[start Given information]

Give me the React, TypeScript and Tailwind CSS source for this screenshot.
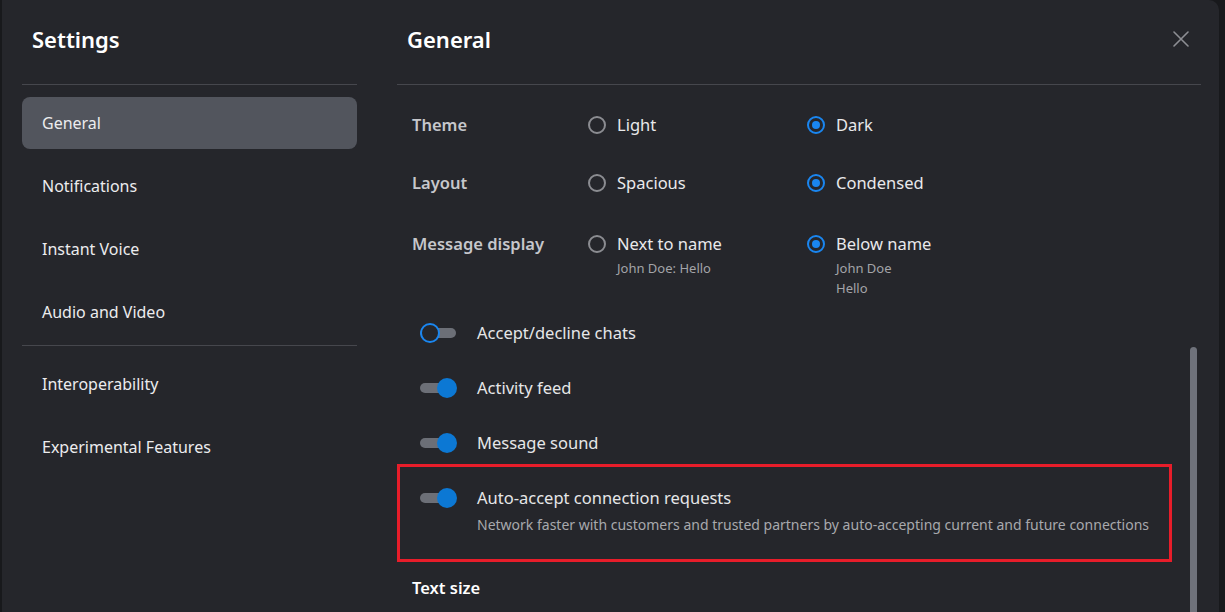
import React from "react";

const font = { fontFamily: '"Noto Sans", "Open Sans", sans-serif' };

const navTop = ["General", "Notifications", "Instant Voice", "Audio and Video"];
const navBottom = ["Interoperability", "Experimental Features"];

const Radio = ({ checked, label, hint }: { checked?: boolean; label: string; hint?: string[] }) => (
  <div className="flex items-start">
    <div
      className={`mt-[3px] w-[18px] h-[18px] rounded-full border-2 flex items-center justify-center shrink-0 ${
        checked ? "border-[#1a86f0]" : "border-[#8b8c91]"
      }`}
    >
      {checked && <div className="w-[8px] h-[8px] rounded-full bg-[#1a86f0]" />}
    </div>
    <div className="ml-[11px]">
      <div className="text-[16.5px] leading-[24px] text-[#e9e9eb]">{label}</div>
      {hint && (
        <div className="mt-[2px]">
          {hint.map((h) => (
            <div key={h} className="text-[13px] leading-[20px] text-[#a3a4a8]">
              {h}
            </div>
          ))}
        </div>
      )}
    </div>
  </div>
);

const Toggle = ({ on }: { on?: boolean }) => (
  <div className="relative w-[37px] h-[20px] shrink-0">
    <div className="absolute left-0 right-[1px] top-[5px] h-[10px] rounded-full bg-[#6c6f77]" />
    {on ? (
      <div className="absolute right-0 top-0 w-[20px] h-[20px] rounded-full bg-[#0c78d4]" />
    ) : (
      <div className="absolute left-0 top-0 w-[20px] h-[20px] rounded-full border-2 border-[#1a86f0] bg-[#25262b]" />
    )}
  </div>
);

const ToggleRow = ({ on, label, desc }: { on?: boolean; label: string; desc?: string }) => (
  <div className="flex items-start">
    <div className="mt-[2px]">
      <Toggle on={on} />
    </div>
    <div className="ml-[20px]">
      <div className="text-[16.5px] leading-[24px] text-[#e6e6e8]">{label}</div>
      {desc && <div className="mt-[5px] text-[14px] leading-[20px] text-[#a8a9ad]">{desc}</div>}
    </div>
  </div>
);

export default function App() {
  return (
    <div className="w-[1225px] h-[612px] overflow-hidden bg-[#18191c] pl-[2px]" style={font}>
      <div className="w-[1217px] h-[640px] bg-[#25262b] rounded-tr-[10px] flex">
        {/* Sidebar */}
        <div className="w-[335px] ml-[20px] shrink-0">
          <div className="h-[84px] flex items-center pb-[6px] px-[10px]">
            <h1 className="text-[22px] font-semibold text-white">Settings</h1>
          </div>
          <div className="h-px bg-[#46474d]" />
          <div className="mt-[12px]">
            {navTop.map((item, i) => (
              <div
                key={item}
                className={`h-[52px] flex items-center px-[20px] rounded-lg mb-[11px] text-[16px] text-[#ececee] ${
                  i === 0 ? "bg-[#52555d]" : ""
                }`}
              >
                {item}
              </div>
            ))}
          </div>
          <div className="h-px bg-[#46474d] -mt-[4px]" />
          <div className="mt-[12px]">
            {navBottom.map((item) => (
              <div key={item} className="h-[52px] flex items-center px-[20px] mb-[11px] text-[16px] text-[#ececee]">
                {item}
              </div>
            ))}
          </div>
        </div>

        {/* Main */}
        <div className="w-[804px] ml-[40px] flex flex-col">
          <div className="h-[84px] flex items-center justify-between pb-[6px] pl-[10px] pr-[12px]">
            <h2 className="text-[22px] font-semibold text-white">General</h2>
            <svg width="16" height="16" viewBox="0 0 16 16" className="text-[#8d8e93]">
              <path d="M1 1 L15 15 M15 1 L1 15" stroke="currentColor" strokeWidth="1.6" strokeLinecap="round" />
            </svg>
          </div>
          <div className="h-px bg-[#46474d]" />

          <div className="flex flex-1">
            <div className="flex-1">
              <div className="pl-[15px] mt-[28px] flex flex-col">
                <div className="flex">
                  <div className="w-[176px] text-[16.5px] leading-[24px] font-semibold text-[#c6c7cb]">Theme</div>
                  <div className="w-[219px]">
                    <Radio label="Light" />
                  </div>
                  <Radio checked label="Dark" />
                </div>
                <div className="flex mt-[34px]">
                  <div className="w-[176px] text-[16.5px] leading-[24px] font-semibold text-[#c6c7cb]">Layout</div>
                  <div className="w-[219px]">
                    <Radio label="Spacious" />
                  </div>
                  <Radio checked label="Condensed" />
                </div>
                <div className="flex mt-[37px]">
                  <div className="w-[176px] text-[16.5px] leading-[24px] font-semibold text-[#c6c7cb]">Message display</div>
                  <div className="w-[219px]">
                    <Radio label="Next to name" hint={["John Doe: Hello"]} />
                  </div>
                  <Radio checked label="Below name" hint={["John Doe", "Hello"]} />
                </div>
              </div>

              <div className="pl-[23px] mt-[23px] flex flex-col gap-[31px]">
                <ToggleRow label="Accept/decline chats" />
                <ToggleRow on label="Activity feed" />
                <ToggleRow on label="Message sound" />
              </div>

              <div className="mt-[9px] w-[775px] border-[3px] border-[#e81d2a] pl-[20px] pt-[19px] pb-[24px]">
                <ToggleRow
                  on
                  label="Auto-accept connection requests"
                  desc="Network faster with customers and trusted partners by auto-accepting current and future connections"
                />
              </div>

              <div className="pl-[15px] mt-[14px] text-[16.5px] leading-[24px] font-semibold text-white">Text size</div>
            </div>

            <div className="w-[7px] mr-[4px] flex flex-col">
              <div className="mt-[262px] flex-1 rounded-full bg-[#6f727b]" />
            </div>
          </div>
        </div>
      </div>
    </div>
  );
}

[end Given information]

▶ _Do this_
What is the number of lines in the data that hold the string "React"? Answer with the number only.

▶ _Right answer_
2